## THE REQUEST:
Return the listing below verbatim. Pictures do not belong in the copy.

## COLLECTED MATERIAL:
* START *
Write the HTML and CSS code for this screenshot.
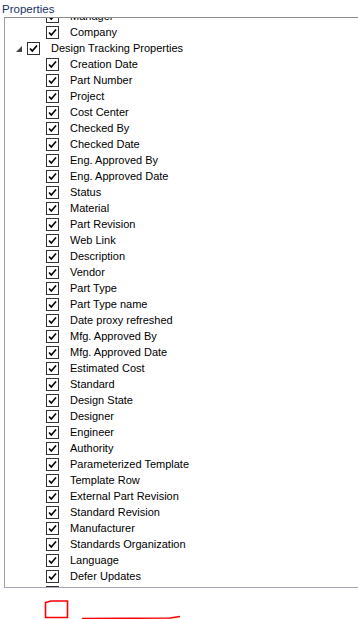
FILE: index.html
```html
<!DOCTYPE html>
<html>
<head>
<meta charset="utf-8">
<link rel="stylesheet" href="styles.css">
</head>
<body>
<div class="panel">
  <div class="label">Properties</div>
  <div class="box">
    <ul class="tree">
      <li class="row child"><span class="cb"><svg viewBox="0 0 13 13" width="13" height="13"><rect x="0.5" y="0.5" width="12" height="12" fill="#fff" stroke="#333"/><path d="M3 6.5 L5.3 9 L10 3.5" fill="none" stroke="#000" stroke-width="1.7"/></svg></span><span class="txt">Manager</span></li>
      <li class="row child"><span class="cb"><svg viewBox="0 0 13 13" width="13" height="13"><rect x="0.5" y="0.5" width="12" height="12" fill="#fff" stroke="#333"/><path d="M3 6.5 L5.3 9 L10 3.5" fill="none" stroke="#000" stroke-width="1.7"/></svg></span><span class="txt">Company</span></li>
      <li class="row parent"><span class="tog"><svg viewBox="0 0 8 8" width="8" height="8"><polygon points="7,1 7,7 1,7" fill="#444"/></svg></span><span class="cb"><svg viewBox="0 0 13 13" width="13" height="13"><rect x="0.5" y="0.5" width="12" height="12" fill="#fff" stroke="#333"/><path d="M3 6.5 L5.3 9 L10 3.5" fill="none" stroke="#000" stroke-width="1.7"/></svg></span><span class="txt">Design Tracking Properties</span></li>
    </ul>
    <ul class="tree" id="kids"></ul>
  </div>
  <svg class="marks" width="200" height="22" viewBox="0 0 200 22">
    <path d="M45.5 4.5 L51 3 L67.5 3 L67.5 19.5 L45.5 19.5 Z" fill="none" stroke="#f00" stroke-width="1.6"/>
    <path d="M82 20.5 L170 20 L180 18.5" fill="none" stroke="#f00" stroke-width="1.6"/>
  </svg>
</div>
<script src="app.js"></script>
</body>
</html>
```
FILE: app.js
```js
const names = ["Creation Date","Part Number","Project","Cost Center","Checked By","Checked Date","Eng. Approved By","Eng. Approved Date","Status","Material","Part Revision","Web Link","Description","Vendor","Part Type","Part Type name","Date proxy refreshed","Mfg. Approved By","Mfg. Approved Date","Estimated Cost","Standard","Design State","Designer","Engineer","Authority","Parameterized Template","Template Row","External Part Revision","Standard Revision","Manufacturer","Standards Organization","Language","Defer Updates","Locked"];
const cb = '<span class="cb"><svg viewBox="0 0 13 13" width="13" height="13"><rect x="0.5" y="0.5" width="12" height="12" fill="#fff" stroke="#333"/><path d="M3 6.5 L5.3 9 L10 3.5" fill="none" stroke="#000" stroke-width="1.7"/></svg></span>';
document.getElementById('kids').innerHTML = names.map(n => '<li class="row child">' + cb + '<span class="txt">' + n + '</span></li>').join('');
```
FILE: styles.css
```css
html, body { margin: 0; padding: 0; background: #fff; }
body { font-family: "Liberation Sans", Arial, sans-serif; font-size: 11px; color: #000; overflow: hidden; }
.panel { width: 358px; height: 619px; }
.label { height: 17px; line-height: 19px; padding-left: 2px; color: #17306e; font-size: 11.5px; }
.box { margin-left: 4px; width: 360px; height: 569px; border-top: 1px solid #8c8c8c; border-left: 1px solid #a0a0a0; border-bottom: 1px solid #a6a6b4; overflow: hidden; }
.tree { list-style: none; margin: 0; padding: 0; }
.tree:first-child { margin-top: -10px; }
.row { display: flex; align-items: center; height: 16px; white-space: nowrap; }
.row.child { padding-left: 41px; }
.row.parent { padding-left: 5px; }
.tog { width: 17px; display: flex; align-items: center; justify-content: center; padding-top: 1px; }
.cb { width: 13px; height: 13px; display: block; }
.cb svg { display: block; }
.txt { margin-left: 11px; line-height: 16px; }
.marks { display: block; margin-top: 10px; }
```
* END *
## RESULT FOR THIS EXERCISE:
Write the HTML and CSS code for this screenshot.
FILE: index.html
```html
<!DOCTYPE html>
<html>
<head>
<meta charset="utf-8">
<link rel="stylesheet" href="styles.css">
</head>
<body>
<div class="panel">
  <div class="label">Properties</div>
  <div class="box">
    <ul class="tree">
      <li class="row child"><span class="cb"><svg viewBox="0 0 13 13" width="13" height="13"><rect x="0.5" y="0.5" width="12" height="12" fill="#fff" stroke="#333"/><path d="M3 6.5 L5.3 9 L10 3.5" fill="none" stroke="#000" stroke-width="1.7"/></svg></span><span class="txt">Manager</span></li>
      <li class="row child"><span class="cb"><svg viewBox="0 0 13 13" width="13" height="13"><rect x="0.5" y="0.5" width="12" height="12" fill="#fff" stroke="#333"/><path d="M3 6.5 L5.3 9 L10 3.5" fill="none" stroke="#000" stroke-width="1.7"/></svg></span><span class="txt">Company</span></li>
      <li class="row parent"><span class="tog"><svg viewBox="0 0 8 8" width="8" height="8"><polygon points="7,1 7,7 1,7" fill="#444"/></svg></span><span class="cb"><svg viewBox="0 0 13 13" width="13" height="13"><rect x="0.5" y="0.5" width="12" height="12" fill="#fff" stroke="#333"/><path d="M3 6.5 L5.3 9 L10 3.5" fill="none" stroke="#000" stroke-width="1.7"/></svg></span><span class="txt">Design Tracking Properties</span></li>
    </ul>
    <ul class="tree" id="kids"></ul>
  </div>
  <svg class="marks" width="200" height="22" viewBox="0 0 200 22">
    <path d="M45.5 4.5 L51 3 L67.5 3 L67.5 19.5 L45.5 19.5 Z" fill="none" stroke="#f00" stroke-width="1.6"/>
    <path d="M82 20.5 L170 20 L180 18.5" fill="none" stroke="#f00" stroke-width="1.6"/>
  </svg>
</div>
<script src="app.js"></script>
</body>
</html>
```
FILE: app.js
```js
const names = ["Creation Date","Part Number","Project","Cost Center","Checked By","Checked Date","Eng. Approved By","Eng. Approved Date","Status","Material","Part Revision","Web Link","Description","Vendor","Part Type","Part Type name","Date proxy refreshed","Mfg. Approved By","Mfg. Approved Date","Estimated Cost","Standard","Design State","Designer","Engineer","Authority","Parameterized Template","Template Row","External Part Revision","Standard Revision","Manufacturer","Standards Organization","Language","Defer Updates","Locked"];
const cb = '<span class="cb"><svg viewBox="0 0 13 13" width="13" height="13"><rect x="0.5" y="0.5" width="12" height="12" fill="#fff" stroke="#333"/><path d="M3 6.5 L5.3 9 L10 3.5" fill="none" stroke="#000" stroke-width="1.7"/></svg></span>';
document.getElementById('kids').innerHTML = names.map(n => '<li class="row child">' + cb + '<span class="txt">' + n + '</span></li>').join('');
```
FILE: styles.css
```css
html, body { margin: 0; padding: 0; background: #fff; }
body { font-family: "Liberation Sans", Arial, sans-serif; font-size: 11px; color: #000; overflow: hidden; }
.panel { width: 358px; height: 619px; }
.label { height: 17px; line-height: 19px; padding-left: 2px; color: #17306e; font-size: 11.5px; }
.box { margin-left: 4px; width: 360px; height: 569px; border-top: 1px solid #8c8c8c; border-left: 1px solid #a0a0a0; border-bottom: 1px solid #a6a6b4; overflow: hidden; }
.tree { list-style: none; margin: 0; padding: 0; }
.tree:first-child { margin-top: -10px; }
.row { display: flex; align-items: center; height: 16px; white-space: nowrap; }
.row.child { padding-left: 41px; }
.row.parent { padding-left: 5px; }
.tog { width: 17px; display: flex; align-items: center; justify-content: center; padding-top: 1px; }
.cb { width: 13px; height: 13px; display: block; }
.cb svg { display: block; }
.txt { margin-left: 11px; line-height: 16px; }
.marks { display: block; margin-top: 10px; }
```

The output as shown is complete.